§ **Stated exercise**:
Collect all lines below with the string "styles".

"""

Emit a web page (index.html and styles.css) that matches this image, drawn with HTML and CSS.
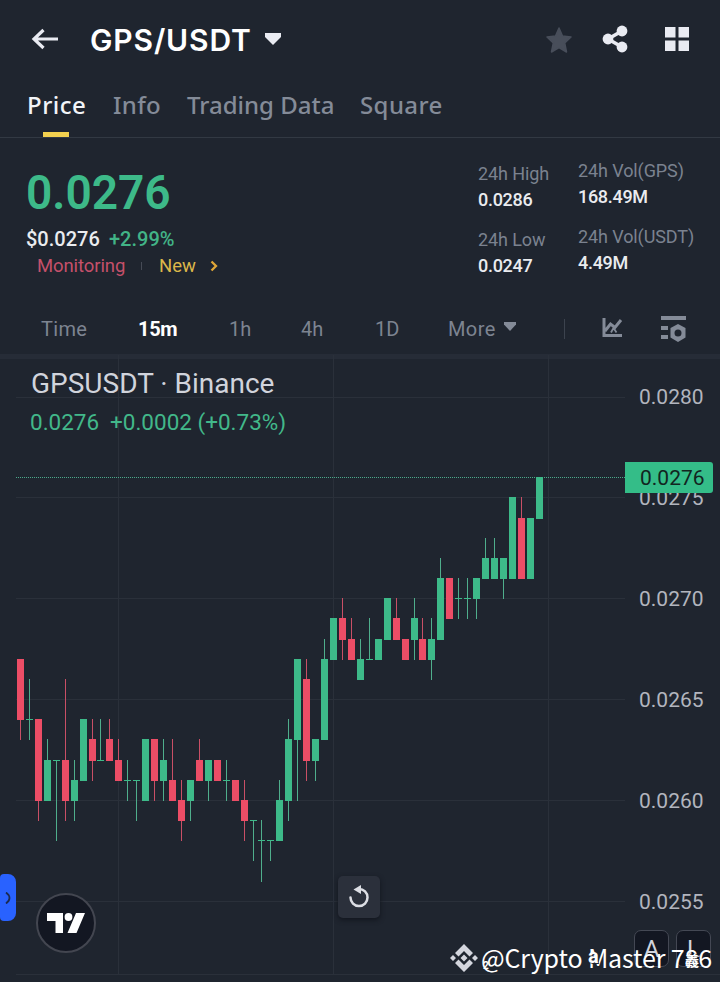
FILE: index.html
```html
<!DOCTYPE html>
<html lang="en">
<head>
<meta charset="utf-8">
<title>GPS/USDT</title>
<link rel="stylesheet" href="styles.css">
</head>
<body>
<div class="app">
  <header class="topbar">
    <svg class="back" width="28" height="22" viewBox="0 0 28 22"><path d="M27 11H3M12.500 2L3 11l9.500 9" fill="none" stroke="#e9ebf2" stroke-width="3.200"/></svg>
    <h1 class="title">GPS/USDT</h1>
    <svg class="caret" width="18" height="14" viewBox="0 0 18 14"><path d="M1 1h16v4L9 13 1 5z" fill="#e9ebf2"/></svg>
    <svg class="star" width="28" height="28" viewBox="0 0 28 28"><path d="M14 2l3.500 8 8.500 1-6.300 6 1.800 9L14 21.700 6.500 26l1.800-9L2 11l8.500-1z" fill="#484e5a" stroke="#484e5a" stroke-width="1.500" stroke-linejoin="round"/></svg>
    <svg class="share" width="26" height="28" viewBox="0 0 26 28"><path d="M20 6L6 14l14 8" fill="none" stroke="#e9ebf2" stroke-width="3.600"/><circle cx="20" cy="6" r="5.400" fill="#e9ebf2"/><circle cx="6" cy="14" r="5.400" fill="#e9ebf2"/><circle cx="20" cy="22" r="5.400" fill="#e9ebf2"/></svg>
    <svg class="tiles" width="24" height="24" viewBox="0 0 24 24"><path d="M0 0h10.500v10.500H0zM13.500 0H24v10.500H13.500zM0 13.500h10.500V24H0zM13.500 13.500H24V24H13.500z" fill="#e9ebf2"/></svg>
  </header>
  <nav class="tabs">
    <span class="tab tab-price active">Price</span>
    <span class="tab tab-info">Info</span>
    <span class="tab tab-data">Trading Data</span>
    <span class="tab tab-square">Square</span>
  </nav>
  <section class="summary">
    <div class="quote">
      <div class="last">0.0276</div>
      <div class="fiat"><span class="usd">$0.0276</span><span class="pct">+2.99%</span></div>
      <div class="tags"><span class="monitoring">Monitoring</span><i class="tick"></i><span class="new">New</span>
        <svg width="8" height="12" viewBox="0 0 8 12"><path d="M1.500 1.500L6 6l-4.500 4.500" fill="none" stroke="#dfa638" stroke-width="2.300"/></svg></div>
    </div>
    <dl class="stats range">
      <dt>24h High</dt><dd>0.0286</dd>
      <dt>24h Low</dt><dd>0.0247</dd>
    </dl>
    <dl class="stats volume">
      <dt>24h Vol(GPS)</dt><dd>168.49M</dd>
      <dt>24h Vol(USDT)</dt><dd>4.49M</dd>
    </dl>
  </section>
  <div class="toolbar">
    <span class="iv iv-time">Time</span>
    <span class="iv iv-15 on">15m</span>
    <span class="iv iv-1h">1h</span>
    <span class="iv iv-4h">4h</span>
    <span class="iv iv-1d">1D</span>
    <span class="iv iv-more">More</span>
    <svg class="drop" width="12" height="9" viewBox="0 0 12 9"><path d="M0 0h12v2.500L6 9 0 2.500z" fill="#848b98"/></svg>
    <i class="split"></i>
    <svg class="linechart" width="21" height="20" viewBox="0 0 21 20"><path d="M2 0v17.500h18M3 13l5.500-7 4.500 3.500L19 2" fill="none" stroke="#848b98" stroke-width="3"/><path d="M9 14.500l2.500-4.500 3 4.500" fill="none" stroke="#848b98" stroke-width="1.800"/></svg>
    <svg class="settings" width="25" height="26" viewBox="0 0 25 26"><path d="M0 0h25v4H0zM0 10h7v4H0zM0 19h7v4H0z" fill="#848b98"/><path fill-rule="evenodd" d="M17 8l7.500 4v9.500L17 26l-7.500-4.500V12zM17 13.500a3.500 3.500 0 100 7 3.500 3.500 0 000-7z" fill="#848b98"/></svg>
  </div>
  <main class="chart">
    <svg id="plot" class="plot" width="720" height="624" viewBox="0 355 720 624" shape-rendering="crispEdges"></svg>
    <div class="legend">
      <div class="symbol">GPSUSDT · Binance</div>
      <div class="change"><span class="c1">0.0276</span><span class="c2">+0.0002 (+0.73%)</span></div>
    </div>
    <div class="axis"><span>0.0280</span><span>0.0275</span><span>0.0270</span><span>0.0265</span><span>0.0260</span><span>0.0255</span></div>
    <div class="pricetag">0.0276</div>
    <div class="handle"><svg width="6" height="12" viewBox="0 0 6 12"><path d="M1 .5Q4.500 3 4.500 6T1 11.500" fill="none" stroke="#1b2a50" stroke-width="1.800"/></svg></div>
    <div class="tv"><svg width="38" height="20" viewBox="0 0 38 20"><path d="M0 0h16v20H8.500V8H0zM29 0h9l-8.500 20h-9z" fill="#fff"/><circle cx="21.500" cy="4" r="3.900" fill="#fff"/></svg></div>
    <div class="reset"><svg width="24" height="24" viewBox="0 0 24 24"><path d="M3.500 12.500a8.500 8.500 0 1 0 8.500-8.500" fill="none" stroke="#dcdee4" stroke-width="2.500" stroke-linecap="round"/><path d="M6.500 4.500L14 0v9z" fill="#dcdee4"/></svg></div>
    <div class="scale"><span>A</span><span>L</span></div>
  </main>
  <div class="watermark">
    <svg width="28" height="28" viewBox="0 0 28 28"><path d="M14 0l9 9-3.500 3.500L14 7l-5.500 5.500L5 9zM14 28l9-9-3.500-3.500L14 21l-5.500-5.500L5 19zM0 14l3-3 3 3-3 3zM22 14l3-3 3 3-3 3zM10.500 14l3.500-3.500 3.500 3.500-3.500 3.500z" fill="#d4d6de"/></svg>
    <span class="name">@Crypto Master 786</span>
    <span class="mark m1">2</span><span class="mark m2">a</span><span class="mark m3">義</span>
  </div>
</div>
<script src="chart.js"></script>
</body>
</html>
```
FILE: styles.css
```css
* { box-sizing: border-box; }
body { margin: 0; background: #1f252f; font-family: Roboto, "Noto Sans", sans-serif; color: #eaecef; }
svg { display: block; flex: none; }
.app { position: relative; width: 720px; height: 982px; overflow: hidden; display: flex; flex-direction: column; }
.app span, .app dt, .app dd, .title { white-space: nowrap; }

.topbar { height: 77px; display: flex; align-items: center; flex: none; padding-left: 31px; }
.title { margin: 3px 0 0 31px; width: 174px; font: 600 30px/40px Inter, sans-serif; letter-spacing: .85px; color: #fff; }
.star { margin: 2px 0 0 263px; }
.share { margin-left: 29px; }
.tiles { margin-left: 37px; }

.tabs { height: 61px; flex: none; display: flex; border-bottom: 1px solid #323943; padding: 1px 0 0 27px; font: 500 24px/54px "Noto Sans", sans-serif; color: #848b98; }
.tab { position: relative; }
.tab-price { width: 86px; letter-spacing: .5px; }
.tab-info { width: 74px; letter-spacing: .3px; }
.tab-data { width: 173px; }
.tab-square { letter-spacing: .4px; }
.tab.active { color: #f2f4f8; }
.tab.active::after { content: ""; position: absolute; left: 16px; top: 54px; width: 26px; height: 5px; background: #f3d14f; }

.summary { height: 164px; flex: none; display: flex; padding-left: 26px; }
.quote { width: 452px; }
.last { margin-top: 27px; height: 56px; width: 160px; font-weight: 600; font-size: 49px; line-height: 56px; color: #3dba89; transform: scaleX(.94); transform-origin: 0 0; }
.fiat { display: flex; height: 28px; margin-top: 4px; font-size: 20px; line-height: 28px; font-weight: 500; }
.usd { width: 83px; }
.pct { color: #42b487; font-weight: 500; }
.tags { display: flex; align-items: center; height: 26px; padding-left: 11px; font-size: 18.500px; }
.monitoring { width: 104px; color: #c5506a; letter-spacing: -.1px; }
.tick { width: 1px; height: 8px; background: #464b56; margin-right: 17px; }
.new { width: 51px; color: #dcb74a; }
.stats { margin: 0; font-size: 18px; line-height: 26px; }
.stats dt { color: #7b828f; height: 26px; letter-spacing: -.1px; }
.stats dd { margin: 0 0 14px; height: 26px; color: #eaecef; font-weight: 500; letter-spacing: -.3px; }
.range { width: 100px; padding-top: 23px; }
.volume { padding-top: 20px; }

.toolbar { height: 57px; flex: none; display: flex; align-items: center; padding: 1px 0 0 41px; border-bottom: 5px solid #262c37; font-size: 20px; color: #7d8491; }
.iv-time { width: 97px; letter-spacing: .3px; }
.iv-15 { width: 91px; color: #fff; font-weight: 700; letter-spacing: -.3px; }
.iv-1h { width: 72px; }
.iv-4h { width: 74px; }
.iv-1d { width: 73px; }
.iv-more { width: 56px; letter-spacing: .4px; }
.drop { margin-top: -4px; }
.split { width: 1px; height: 20px; margin: 0 37px 0 48px; background: #3c434e; }
.linechart { margin-top: -2px; }
.settings { margin-left: 38px; }

.chart { position: relative; flex: 1; }
.plot { position: absolute; left: 0; top: -4px; }
.legend { position: absolute; left: 31px; top: 8px; }
.symbol { font-size: 28px; line-height: 34px; color: #d1d4dc; height: 38px; }
.change { display: flex; font-size: 22.500px; line-height: 34px; color: #42b88a; }
.c1 { width: 80px; margin-left: -1px; }
.axis { position: absolute; left: 639px; top: 23px; display: flex; flex-direction: column; gap: 71px; font-size: 21px; line-height: 30px; color: #b2b5be; }
.pricetag { position: absolute; left: 625px; top: 103px; width: 88px; height: 31px; padding-left: 15px; border-radius: 0 3px 3px 0; background: #34bd88; color: #12251f; font-size: 21px; line-height: 32px; }
.handle { position: absolute; left: 0; top: 515px; width: 16px; height: 47px; border-radius: 4px 8px 8px 4px; background: #2962ff; display: flex; align-items: center; padding-left: 5px; }
.tv { position: absolute; left: 36px; top: 534px; width: 60px; height: 60px; border: 2px solid #434650; border-radius: 50%; background: #131722; display: flex; align-items: center; justify-content: center; }
.reset { position: absolute; left: 338px; top: 517px; width: 42px; height: 42px; border-radius: 5px; background: #2b303b; box-shadow: 0 2px 5px #12161e; display: flex; align-items: center; justify-content: center; }
.scale { position: absolute; left: 634px; top: 571px; display: flex; gap: 7px; }
.scale span { width: 35px; height: 37px; border: 1px solid #444854; border-radius: 7px; background: #131722; color: #d1d4dc; text-align: center; font-size: 24px; line-height: 36px; }

.watermark { position: absolute; left: 450px; top: 944px; height: 28px; display: flex; align-items: center; color: #fff; }
.name { margin: -3px 0 0 3px; font: 400 25px/28px "Noto Sans CJK SC", sans-serif; letter-spacing: -.12px; }
.mark { position: absolute; line-height: 16px; font-weight: 700; }
.m1 { left: 33px; top: 17px; font-size: 10px; line-height: 10px; }
.m2 { left: 138px; top: 4px; font-size: 20px; text-shadow: 1px 1px #1f252f; }
.m3 { left: 235px; top: 8px; font: 700 14px/16px "Noto Sans CJK SC", sans-serif; text-shadow: 1px 0 #1f252f; }
```
FILE: chart.js
```js
// [open-close top, bottom, high, low, rising] in units of 0.0001
const candles = [
  [267,264,267,263,0],[264,264,266,263,1],[264,260,264,259,0],[262,260,263,260,1],[262,262,262,258,1],
  [262,260,266,259,0],[261,260,262,259,1],[264,261,264,261,1],[263,262,264,261,0],[262,262,264,262,1],
  [263,262,264,262,0],[262,261,263,261,0],[261,261,262,260,1],[261,261,261,259,1],[263,260,263,260,1],
  [263,261,263,260,0],[262,261,263,260,1],[261,260,263,260,0],[260,259,261,258,0],[261,260,261,259,1],
  [262,261,263,261,0],[262,261,262,260,1],[262,261,262,261,0],[261,261,262,260,1],[261,260,261,260,0],
  [260,259,261,258,0],[259,259,259,257,1],[258,258,259,256,1],[258,258,258,257,1],[260,258,261,258,1],
  [263,260,264,259,1],[267,263,267,260,1],[266,262,267,261,0],[263,262,263,261,1],[267,263,268,263,1],
  [269,267,269,267,1],[269,268,270,267,0],[268,267,269,267,0],[267,266,268,266,1],[267,267,269,267,1],
  [268,267,268,267,1],[270,268,270,268,1],[269,268,270,268,0],[268,267,268,267,0],[269,268,270,267,1],
  [268,267,269,267,0],[268,267,269,266,1],[271,268,272,268,1],[271,269,271,269,0],[270,270,271,269,1],
  [270,270,271,269,1],[271,270,271,269,1],[272,271,273,271,1],[272,271,273,271,1],[272,271,272,270,1],
  [275,271,275,271,1],[274,271,275,271,0],[274,271,274,271,1],[276,274,276,274,1]
];
const y = p => Math.floor(397 + (280 - p) * 20.17);
const rect = (x, top, w, h, fill) => `<rect x="${x}" y="${top}" width="${w}" height="${h}" fill="${fill}"/>`;
let out = '';
for (const p of [280, 275, 270, 265, 260, 255]) out += rect(16, y(p), 609, 1, '#2a303a');
out += rect(16, 974, 704, 1, '#2a303a');
for (const x of [118, 333, 548]) out += rect(x, 355, 1, 620, '#2a303a');
out += '<path d="M16 477.500H625" stroke="#4ba98a" stroke-dasharray="1 1"/>';
candles.forEach(([top, bottom, high, low, up], i) => {
  const x = 17 + 9 * i - Math.floor((i + 9) / 18);
  out += rect(x + 3, y(high), 1, y(low) - y(high) + 1, up ? '#4fae8c' : '#c94f66');
  out += rect(x, y(top), 7, y(bottom) - y(top) + 1, up ? '#3dba89' : '#ec4d66');
});
document.getElementById('plot').innerHTML = out;
```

"""

§ **Response**:
Emit a web page (index.html and styles.css) that matches this image, drawn with HTML and CSS.
<link rel="stylesheet" href="styles.css">
FILE: styles.css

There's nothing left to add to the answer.